As above, we graph it by selecting the whole data set and hitting insert>graph. This one will look a bit wonky because we don’t have an X-axis selected yet, but we’ll fix that up quickly.
We actually want to select one column to the left when we make the graph, because we otherwise the series order gets a little weird when we put the dates in as the x-axis.
Remove whatever it’s set for the x-axis and replace it with the dates column instead.
Then set the chart type to column and the stacking to either standard or 100%, depending on preference, and go nuts customising.
Here’s the default I got…
And here it is after a bit of work to match the colours. Notably, you’ll need to delete all the ‘0’ labels manually. The ‘as a percentage’ stacking chart is just this with the stacking set to 100%, btw.
Count by Book type
Actually this is basically exactly the same as the previous chart, only we’re checking column B for “graded_reader”, “manga”, “light_novel” etc. See if you can figure out how to do it!
Cumulative by Natively level/Book type
Very similar to the above two charts, only we’ll use the =SUM function, and link it back to the data we’ve previously created - the counts in columns N-S.
In this case, for AA2, we want the =SUM of data from cell $N$2 to $N2 (i.e. all 0-12 books from the starting month to the current month of this cell). so =SUM($N$2:$N2). Then replicate that down.

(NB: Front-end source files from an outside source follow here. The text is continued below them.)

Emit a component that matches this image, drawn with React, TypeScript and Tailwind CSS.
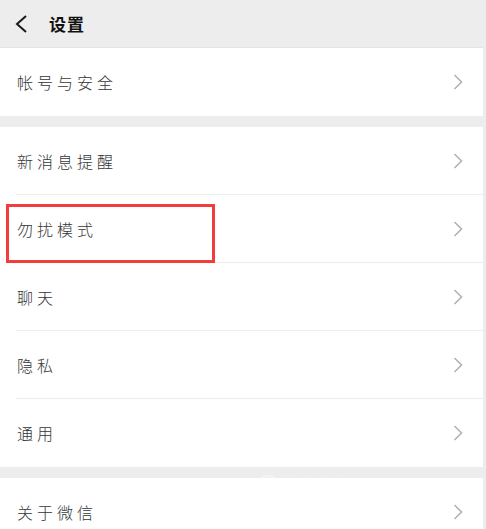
import { ReactNode } from 'react';

const font = { fontFamily: '"Noto Sans CJK SC", "Noto Sans", sans-serif' };

function Chevron() {
    return (
        <svg width="10" height="16" viewBox="0 0 10 16" className="shrink-0">
            <path d="M1.5 1 L8.5 8 L1.5 15" fill="none" stroke="#b2b2b2" strokeWidth="1.6" />
        </svg>
    );
}

function Row({ label, last, children }: { label: string; last?: boolean; children?: ReactNode }) {
    return (
        <div className="relative h-[68px] flex items-center bg-white pl-[17px] pr-[20px]">
            <span className="flex-1 text-[16px] text-[#353535] tracking-[4px] font-light">{label}</span>
            <Chevron />
            {!last && <div className="absolute left-[16px] right-0 bottom-0 h-px bg-[#ececec]" />}
            {children}
        </div>
    );
}

export default function App() {
    return (
        <div className="w-[486px] h-[529px] overflow-hidden bg-[#ededed]" style={font}>
            <div className="w-[483px] flex flex-col">
                {/* Header */}
                <div className="h-[48px] flex items-center bg-[#ededed] border-b border-[#e3e3e3]">
                    <svg width="14" height="18" viewBox="0 0 14 18" className="ml-[14px]">
                        <path d="M12 1 L3 9 L12 17" fill="none" stroke="#1a1a1a" strokeWidth="2" />
                    </svg>
                    <span className="ml-[21px] text-[17px] font-bold text-[#111] tracking-[1px]">设置</span>
                </div>

                <Row label="帐号与安全" last />
                <div className="h-[11px]" />

                <Row label="新消息提醒" />
                <Row label="勿扰模式">
                    <div className="absolute left-[6px] top-[9px] w-[209px] h-[59px] border-[3px] border-[#f23d3d]" />
                </Row>
                <Row label="聊天" />
                <Row label="隐私" />
                <Row label="通用" last />
                <div className="h-[11px]" />

                <div className="relative">
                    <Row label="关于微信" last />
                    <div className="absolute left-[258px] top-[-6px] flex items-center gap-1 text-white/70 opacity-60">
                        <span className="w-[20px] h-[20px] rounded-full border-2 border-white/80 text-[12px] font-bold flex items-center justify-center">S</span>
                        <span className="text-[17px]">搜狗指南</span>
                    </div>
                </div>
            </div>
        </div>
    );
}
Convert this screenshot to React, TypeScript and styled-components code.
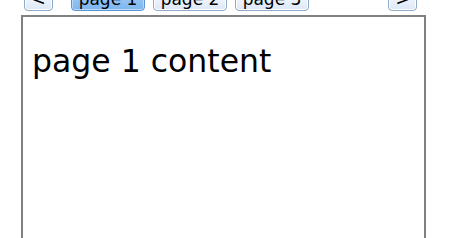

Do the same for each column, matching it to the correct Count column between N-S. So for AB 13-19, you would do =SUM($O$2:$O2) [which is the column holding the count of natively levels between 13-19], and replicate that down, etc.
Generate a graph, and hey presto!
Same for the Cumulative book types graph - again, just need to re-aim where the data is coming from.
Other
- Is this post too image-heavy? I ran out of buffer a few times making it…
- I think this should work for simply ‘adding further data to the source columns on the left’ as individual sheets get updated, but I’m not sure.
- I’ve yet to delve into the session data stuff but there’s probably stuff to do there like charting average reading pace for specific Natively levels, etc.